The first test case is that of the sanctions against Iraq, imposed after the first Gulf War. The supposedly balanced, fair and objective liberal media was uniform in its acceptance of the elite view: that the Iraqi regime, and not the West, was responsible for the suffering of the Iraqi people under the sanctions. Edwards and Cromwell document how Iraq, before the first Gulf War, had one of the best health care systems in the Middle East; how Iraq was bombed back to the Dark Ages in 1991; how, according to the Humanitarian Panel convened by the UN Security Council, the Oil-for-Food programme could not meet the needs of the Iraqi people; how there was no truth in the assertion that Saddam Hussein blocked the benefits of the programme; how Denis Halliday and Hans von Sponeck resigned from the UN in protest at the programme; and that sanctions, according to the UN, had killed 500,000 children and thousands of other vulnerable Iraqis. The liberal media dwelt on none of this, instead shifting responsibility from the West, or more specifically Tony Blair and Bill Clinton, to the Iraqi regime. When challenged by the Media Lens team as to why they had not reported these facts, the journalists in question, such as The Observer's Nick Cohen, retreated to excuses and resorted to offence in an attempt to evade the charges against them. Edwards and Cromwell then turn their forensic analysis to a host of other case studies. These include the 1991-1998 weapons inspections in Iraq, the civilian death count (or lack of) as a result of the 2003 Iraq war and the myths of humanitarian concern during the bombing of Serbia (1999) and Afghanistan (2001). They also discuss the examples of East Timor, Haiti and global warming. In each case, Edwards and Cromwell find that liberal media reporting serves to promote the interests and views of the elite rather than the facts.

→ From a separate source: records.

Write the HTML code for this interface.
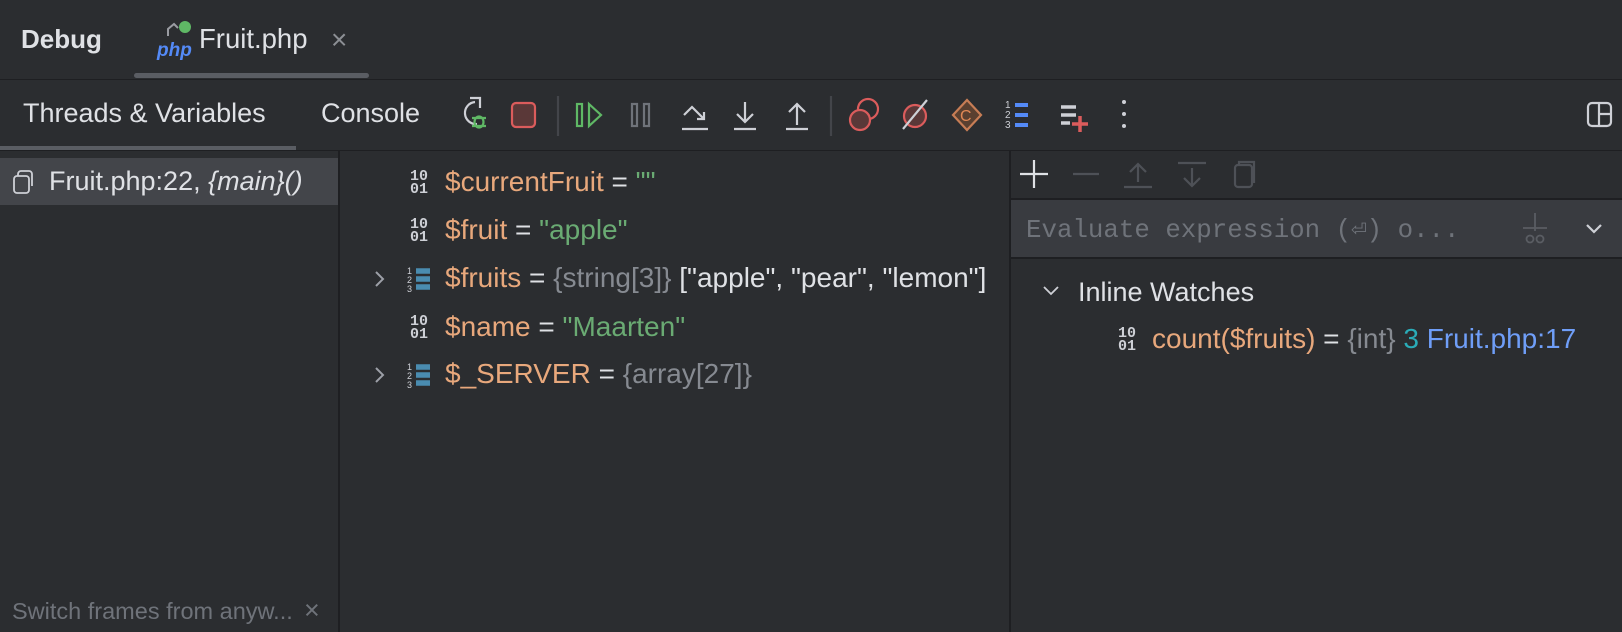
<!DOCTYPE html>
<html><head><meta charset="utf-8"><style>
*{margin:0;padding:0;box-sizing:border-box}
body{width:1622px;height:632px;background:#2b2d30;font-family:"Liberation Sans",sans-serif;color:#dfe1e5;position:relative;overflow:hidden}
.a{position:absolute;white-space:nowrap}
.v{font-size:28px;line-height:34px}
.o{color:#e8a87c}.g{color:#6aab73}.gr{color:#868a91}.w{color:#dfe1e5}.t{color:#2aacb8}.b{color:#6f9ef8}
.bits{position:absolute;font-size:15px;line-height:13px;font-weight:bold;color:#ced0d6;font-family:"Liberation Mono",monospace}
svg{position:absolute;overflow:visible}
</style></head><body>
<!-- top bar -->
<div class="a" style="left:21px;top:24px;font-size:26px;font-weight:bold;color:#dfe1e5">Debug</div>
<div class="a" style="left:157px;top:40px;font-size:19px;font-style:italic;font-weight:bold;color:#548af7">php</div>
<svg style="left:166px;top:20px" width="30" height="22"><path d="M2 16 V9 L8 4 L12 8" stroke="#9a9ca2" stroke-width="2" fill="none"/><circle cx="19" cy="7" r="6" fill="#5fb865"/></svg>
<div class="a" style="left:199px;top:23px;font-size:27.5px">Fruit.php</div>
<div class="a" style="left:331px;top:24px;font-size:28px;color:#8c8f94">×</div>
<div class="a" style="left:134px;top:73px;width:235px;height:5px;border-radius:3px;background:#5a5d63"></div>
<div class="a" style="left:0;top:79px;width:1622px;height:1px;background:#1e1f22"></div>
<!-- toolbar -->
<div class="a" style="left:23px;top:98px;font-size:27px">Threads &amp; Variables</div>
<div class="a" style="left:0;top:146px;width:296px;height:4px;background:#5a5d63"></div>
<div class="a" style="left:321px;top:98px;font-size:27px">Console</div>
<svg style="left:0;top:80px" width="1622" height="70" fill="none" stroke-width="2.2">
<path d="M475 22 A11 11 0 1 0 477 44" stroke="#ced0d6"/><path d="M470 18 L480 18 L480 28" stroke="#ced0d6"/><ellipse cx="479" cy="42" rx="4.5" ry="5.5" stroke="#5fb865"/><path d="M472 38h14M472 46h14" stroke="#5fb865"/>
<rect x="512" y="23" width="23" height="24" rx="4" fill="#5a3838" stroke="#db5c5c"/>
<path d="M558 16v40" stroke="#43454a"/>
<rect x="577" y="24" width="5" height="22" stroke="#5fb865"/><path d="M589 24 L601 35 L589 46 Z" stroke="#5fb865"/>
<rect x="632" y="24" width="5" height="22" stroke="#6f737a"/><rect x="644" y="24" width="5" height="22" stroke="#6f737a"/>
<path d="M684 35 L692 27 L704 39 M704 32 V39 H697 M682 49 H708" stroke="#ced0d6"/>
<path d="M745 22 V42 M737 34 L745 42 L753 34 M734 49 H756" stroke="#ced0d6"/>
<path d="M797 24 V45 M789 32 L797 24 L805 32 M786 49 H808" stroke="#ced0d6"/>
<path d="M831 16v40" stroke="#43454a"/>
<circle cx="868" cy="29" r="10" stroke="#db5c5c"/><circle cx="860" cy="40" r="10" fill="#5a3838" stroke="#db5c5c"/>
<circle cx="915" cy="36" r="11" fill="#5a3838" stroke="#db5c5c"/><path d="M903 49 L927 20" stroke="#ced0d6"/>
<path d="M967 20 L981 35 L967 50 L953 35 Z" fill="#5a4030" stroke="#c77d55"/><text x="960" y="41" font-size="16" fill="#e08855" stroke="none" font-family="Liberation Sans">C</text>
<text x="1005" y="28" font-size="10" fill="#ced0d6" stroke="none">1</text><text x="1005" y="38" font-size="10" fill="#ced0d6" stroke="none">2</text><text x="1005" y="48" font-size="10" fill="#ced0d6" stroke="none">3</text>
<path d="M1015 25h13M1015 35h13M1015 45h13" stroke="#548af7" stroke-width="4"/>
<path d="M1061 27h15M1061 35h15M1061 43h9" stroke="#ced0d6" stroke-width="3.5"/><path d="M1080 36v16M1072 44h16" stroke="#db5c5c" stroke-width="3.5"/>
<circle cx="1124" cy="22" r="2" fill="#ced0d6" stroke="none"/><circle cx="1124" cy="34" r="2" fill="#ced0d6" stroke="none"/><circle cx="1124" cy="46" r="2" fill="#ced0d6" stroke="none"/>
</svg>
<svg style="left:1587px;top:102px" width="26" height="26" fill="none" stroke="#ced0d6" stroke-width="2.2"><rect x="1" y="1" width="23" height="23" rx="4"/><path d="M12 1v23M12 12h12"/></svg>
<div class="a" style="left:0;top:150px;width:1622px;height:1px;background:#1e1f22"></div>
<!-- left panel -->
<div class="a" style="left:0;top:158px;width:338px;height:47px;background:#43454a"></div>
<svg style="left:13px;top:170px" width="26" height="26" fill="none" stroke="#ced0d6" stroke-width="1.8"><rect x="1" y="6" width="15" height="17" rx="3"/><path d="M5 6 V4 a3 3 0 0 1 3 -3 H16 a3 3 0 0 1 3 3 V16"/></svg>
<div class="a" style="left:49px;top:166px;font-size:27px">Fruit.php:22, <i>{main}()</i></div>
<div class="a" style="left:12px;top:598px;font-size:23.5px;color:#6f737a">Switch frames from anyw...</div>
<div class="a" style="left:304px;top:595px;font-size:27px;color:#6f737a">×</div>
<div class="a" style="left:338px;top:151px;width:2px;height:481px;background:#1e1f22"></div>
<!-- middle -->
<div class="bits" style="left:410px;top:170px">10<br>01</div>
<div class="a v" style="left:445px;top:165px"><span class="o">$currentFruit</span> = <span class="g">""</span></div>
<div class="bits" style="left:410px;top:218px">10<br>01</div>
<div class="a v" style="left:445px;top:213px"><span class="o">$fruit</span> = <span class="g">"apple"</span></div>
<svg style="left:373px;top:270px" width="14" height="18" fill="none" stroke="#9da0a8" stroke-width="2"><path d="M3 2l7 7-7 7"/></svg>
<svg style="left:407px;top:265px" width="30" height="28"><text x="0" y="9" font-size="9" fill="#ced0d6">1</text><text x="0" y="18" font-size="9" fill="#ced0d6">2</text><text x="0" y="27" font-size="9" fill="#ced0d6">3</text><path d="M9 6h14M9 14h14M9 22h14" stroke="#4a8cb0" stroke-width="5.5"/></svg>
<div class="a v" style="left:445px;top:261px"><span class="o">$fruits</span> = <span class="gr">{string[3]}</span> ["apple", "pear", "lemon"]</div>
<div class="bits" style="left:410px;top:315px">10<br>01</div>
<div class="a v" style="left:445px;top:310px"><span class="o">$name</span> = <span class="g">"Maarten"</span></div>
<svg style="left:373px;top:366px" width="14" height="18" fill="none" stroke="#9da0a8" stroke-width="2"><path d="M3 2l7 7-7 7"/></svg>
<svg style="left:407px;top:361px" width="30" height="28"><text x="0" y="9" font-size="9" fill="#ced0d6">1</text><text x="0" y="18" font-size="9" fill="#ced0d6">2</text><text x="0" y="27" font-size="9" fill="#ced0d6">3</text><path d="M9 6h14M9 14h14M9 22h14" stroke="#4a8cb0" stroke-width="5.5"/></svg>
<div class="a v" style="left:445px;top:357px"><span class="o">$_SERVER</span> = <span class="gr">{array[27]}</span></div>
<div class="a" style="left:1009px;top:151px;width:2px;height:481px;background:#1e1f22"></div>
<!-- right -->
<svg style="left:1018px;top:158px" width="260" height="34" fill="none" stroke-width="2.2">
<path d="M16 2v28M2 16h28" stroke="#dfe1e5"/><path d="M55 16h26" stroke="#4e5157"/>
<path d="M120 6v18M112 14l8-8 8 8M106 29h28" stroke="#4e5157"/><path d="M174 10v18M166 20l8 8 8-8M160 5h28" stroke="#4e5157"/>
<rect x="217" y="7" width="17" height="22" rx="3" stroke="#4e5157"/><path d="M221 7V4h15v21" stroke="#4e5157"/>
</svg>
<div class="a" style="left:1011px;top:198px;width:611px;height:2px;background:#1e1f22"></div>
<div class="a" style="left:1011px;top:200px;width:611px;height:57px;background:#393b40"></div>
<div class="a" style="left:1026px;top:214px;font-family:'Liberation Mono',monospace;font-size:25.8px;color:#6f737a">Evaluate expression (⏎) o...</div>
<svg style="left:1520px;top:212px" width="30" height="34" fill="none" stroke="#5a5d63" stroke-width="1.8"><path d="M15 1v18M3 16h24"/><circle cx="10" cy="27" r="3.5"/><circle cx="20" cy="27" r="3.5"/></svg>
<svg style="left:1585px;top:222px" width="18" height="14" fill="none" stroke="#ced0d6" stroke-width="2.2"><path d="M2 3l7 7 7-7"/></svg>
<div class="a" style="left:1011px;top:257px;width:611px;height:2px;background:#1e1f22"></div>
<svg style="left:1042px;top:284px" width="18" height="14" fill="none" stroke="#ced0d6" stroke-width="1.8"><path d="M2 3l7 7 7-7"/></svg>
<div class="a" style="left:1078px;top:275px;font-size:27px;line-height:34px">Inline Watches</div>
<div class="bits" style="left:1118px;top:327px">10<br>01</div>
<div class="a v" style="left:1152px;top:322px"><span class="o">count($fruits)</span> = <span class="gr">{int}</span> <span class="t">3</span> <span class="b">Fruit.php:17</span></div>
</body></html>
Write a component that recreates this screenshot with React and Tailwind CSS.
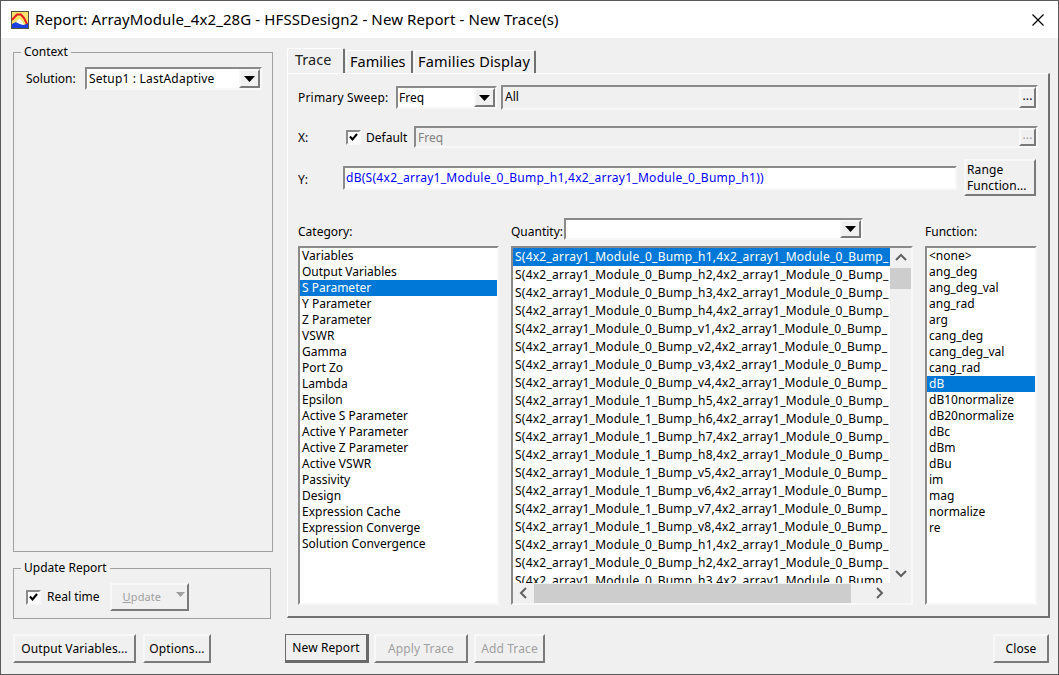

There are a number of substantial criticisms that can be made of this book however. First, it does not fully explain and explore Herman and Chomsky's Propaganda Model, making the assumption that readers will be aware of their work. Second, it does not focus on each of the model's five filters and how they operate within the British context (Herman and Chomsky's work refers to the operation of the media in the United States). Third, there is no attempt to locate the Propaganda Model within the wider academic literature on the media. This oversight may well play into the hands of academics who wish to leave this book off the recommended reading lists of media courses on account of it 'not being academic enough'. As I am sure Edwards and Cromwell are aware, even critical scholars need to play the academic game if they are to stand a chance of presenting an alternative, factual account of the social world.
Nevertheless, this is an invaluable book and an interesting read. It also includes a list of resources of alternative sources of information and analysis of the media, for those who are interested in intellectual self-defence in an age of illusions.
Andy Mullen, Northumbria University.